Recorded data:

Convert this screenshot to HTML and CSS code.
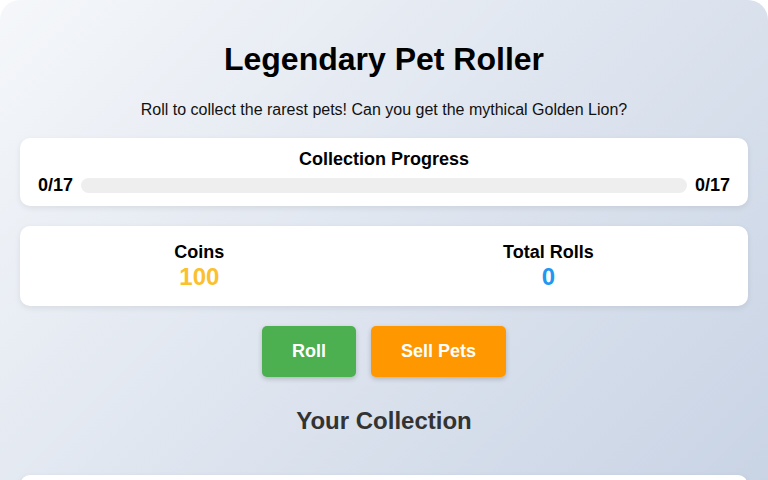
FILE: index.html
```html
<!DOCTYPE html>
<html lang="en">
<head>
<meta charset="utf-8">
<title>Legendary Pet Roller</title>
<link rel="stylesheet" href="styles.css">
</head>
<body>
<div class="app">
  <h1 class="title">Legendary Pet Roller</h1>
  <p class="subtitle">Roll to collect the rarest pets! Can you get the mythical Golden Lion?</p>

  <section class="card progress-card">
    <div class="progress-title">Collection Progress</div>
    <div class="progress-row">
      <span class="progress-count">0/17</span>
      <div class="progress-track"><div class="progress-fill" style="width:0%"></div></div>
      <span class="progress-count">0/17</span>
    </div>
  </section>

  <section class="card stats-card">
    <div class="stat">
      <div class="stat-label">Coins</div>
      <div class="stat-value coins">100</div>
    </div>
    <div class="stat">
      <div class="stat-label">Total Rolls</div>
      <div class="stat-value rolls">0</div>
    </div>
  </section>

  <div class="actions">
    <button class="btn btn-roll">Roll</button>
    <button class="btn btn-sell">Sell Pets</button>
  </div>

  <h2 class="section-title">Your Collection</h2>

  <section class="card collection-card"></section>
</div>
</body>
</html>
```

FILE: styles.css
```css
* { box-sizing: border-box; }

html, body {
  margin: 0;
  padding: 0;
  background: #ffffff;
}

body {
  font-family: "Liberation Sans", Arial, sans-serif;
  color: #000;
}

.app {
  min-height: 600px;
  padding: 20px 20px 40px;
  border-radius: 20px;
  background: linear-gradient(135deg, #f5f7fa 0%, #c3cfe2 100%);
  text-align: center;
}

.title {
  margin: 21px 0 23px;
  font-size: 32px;
  font-weight: bold;
  line-height: 37px;
}

.subtitle {
  margin: 0 0 19px;
  font-size: 16px;
  line-height: 18px;
  color: #111;
}

.card {
  background: #fff;
  border-radius: 10px;
  box-shadow: 0 2px 6px rgba(0, 0, 0, 0.08);
}

.progress-card {
  padding: 11px 18px 10px;
  margin-bottom: 20px;
}

.progress-title {
  font-size: 18px;
  font-weight: bold;
  line-height: 21px;
  margin-bottom: 5px;
}

.progress-row {
  display: flex;
  align-items: center;
  gap: 8px;
  height: 21px;
}

.progress-count {
  font-size: 18px;
  font-weight: bold;
  line-height: 21px;
}

.progress-track {
  flex: 1;
  height: 15px;
  border-radius: 8px;
  background: #eeeeee;
  overflow: hidden;
}

.progress-fill {
  height: 100%;
  background: #4caf50;
}

.stats-card {
  display: flex;
  justify-content: space-around;
  padding: 16px 15px 15px;
  margin-bottom: 20px;
}

.stat-label {
  font-size: 18px;
  font-weight: bold;
  line-height: 21px;
}

.stat-value {
  font-size: 24px;
  font-weight: bold;
  line-height: 28px;
}

.stat-value.coins { color: #fbc02d; }
.stat-value.rolls { color: #2196f3; }

.actions {
  display: flex;
  justify-content: center;
  gap: 15px;
  margin-bottom: 30px;
}

.btn {
  border: none;
  border-radius: 5px;
  padding: 15px 30px;
  font-family: inherit;
  font-size: 18px;
  font-weight: bold;
  line-height: 21px;
  color: #fff;
  box-shadow: 0 2px 5px rgba(0, 0, 0, 0.2);
  cursor: pointer;
}

.btn-roll { background: #4caf50; }
.btn-sell { background: #ff9800; }

.section-title {
  margin: 0 0 40px;
  font-size: 24px;
  font-weight: bold;
  line-height: 28px;
  color: #333;
}

.collection-card {
  min-height: 120px;
}
```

Exercise objective: Give every line back word for word and leave the pictures out.

Written answer:
Convert this screenshot to HTML and CSS code.
FILE: index.html
```html
<!DOCTYPE html>
<html lang="en">
<head>
<meta charset="utf-8">
<title>Legendary Pet Roller</title>
<link rel="stylesheet" href="styles.css">
</head>
<body>
<div class="app">
  <h1 class="title">Legendary Pet Roller</h1>
  <p class="subtitle">Roll to collect the rarest pets! Can you get the mythical Golden Lion?</p>

  <section class="card progress-card">
    <div class="progress-title">Collection Progress</div>
    <div class="progress-row">
      <span class="progress-count">0/17</span>
      <div class="progress-track"><div class="progress-fill" style="width:0%"></div></div>
      <span class="progress-count">0/17</span>
    </div>
  </section>

  <section class="card stats-card">
    <div class="stat">
      <div class="stat-label">Coins</div>
      <div class="stat-value coins">100</div>
    </div>
    <div class="stat">
      <div class="stat-label">Total Rolls</div>
      <div class="stat-value rolls">0</div>
    </div>
  </section>

  <div class="actions">
    <button class="btn btn-roll">Roll</button>
    <button class="btn btn-sell">Sell Pets</button>
  </div>

  <h2 class="section-title">Your Collection</h2>

  <section class="card collection-card"></section>
</div>
</body>
</html>
```

FILE: styles.css
```css
* { box-sizing: border-box; }

html, body {
  margin: 0;
  padding: 0;
  background: #ffffff;
}

body {
  font-family: "Liberation Sans", Arial, sans-serif;
  color: #000;
}

.app {
  min-height: 600px;
  padding: 20px 20px 40px;
  border-radius: 20px;
  background: linear-gradient(135deg, #f5f7fa 0%, #c3cfe2 100%);
  text-align: center;
}

.title {
  margin: 21px 0 23px;
  font-size: 32px;
  font-weight: bold;
  line-height: 37px;
}

.subtitle {
  margin: 0 0 19px;
  font-size: 16px;
  line-height: 18px;
  color: #111;
}

.card {
  background: #fff;
  border-radius: 10px;
  box-shadow: 0 2px 6px rgba(0, 0, 0, 0.08);
}

.progress-card {
  padding: 11px 18px 10px;
  margin-bottom: 20px;
}

.progress-title {
  font-size: 18px;
  font-weight: bold;
  line-height: 21px;
  margin-bottom: 5px;
}

.progress-row {
  display: flex;
  align-items: center;
  gap: 8px;
  height: 21px;
}

.progress-count {
  font-size: 18px;
  font-weight: bold;
  line-height: 21px;
}

.progress-track {
  flex: 1;
  height: 15px;
  border-radius: 8px;
  background: #eeeeee;
  overflow: hidden;
}

.progress-fill {
  height: 100%;
  background: #4caf50;
}

.stats-card {
  display: flex;
  justify-content: space-around;
  padding: 16px 15px 15px;
  margin-bottom: 20px;
}

.stat-label {
  font-size: 18px;
  font-weight: bold;
  line-height: 21px;
}

.stat-value {
  font-size: 24px;
  font-weight: bold;
  line-height: 28px;
}

.stat-value.coins { color: #fbc02d; }
.stat-value.rolls { color: #2196f3; }

.actions {
  display: flex;
  justify-content: center;
  gap: 15px;
  margin-bottom: 30px;
}

.btn {
  border: none;
  border-radius: 5px;
  padding: 15px 30px;
  font-family: inherit;
  font-size: 18px;
  font-weight: bold;
  line-height: 21px;
  color: #fff;
  box-shadow: 0 2px 5px rgba(0, 0, 0, 0.2);
  cursor: pointer;
}

.btn-roll { background: #4caf50; }
.btn-sell { background: #ff9800; }

.section-title {
  margin: 0 0 40px;
  font-size: 24px;
  font-weight: bold;
  line-height: 28px;
  color: #333;
}

.collection-card {
  min-height: 120px;
}
```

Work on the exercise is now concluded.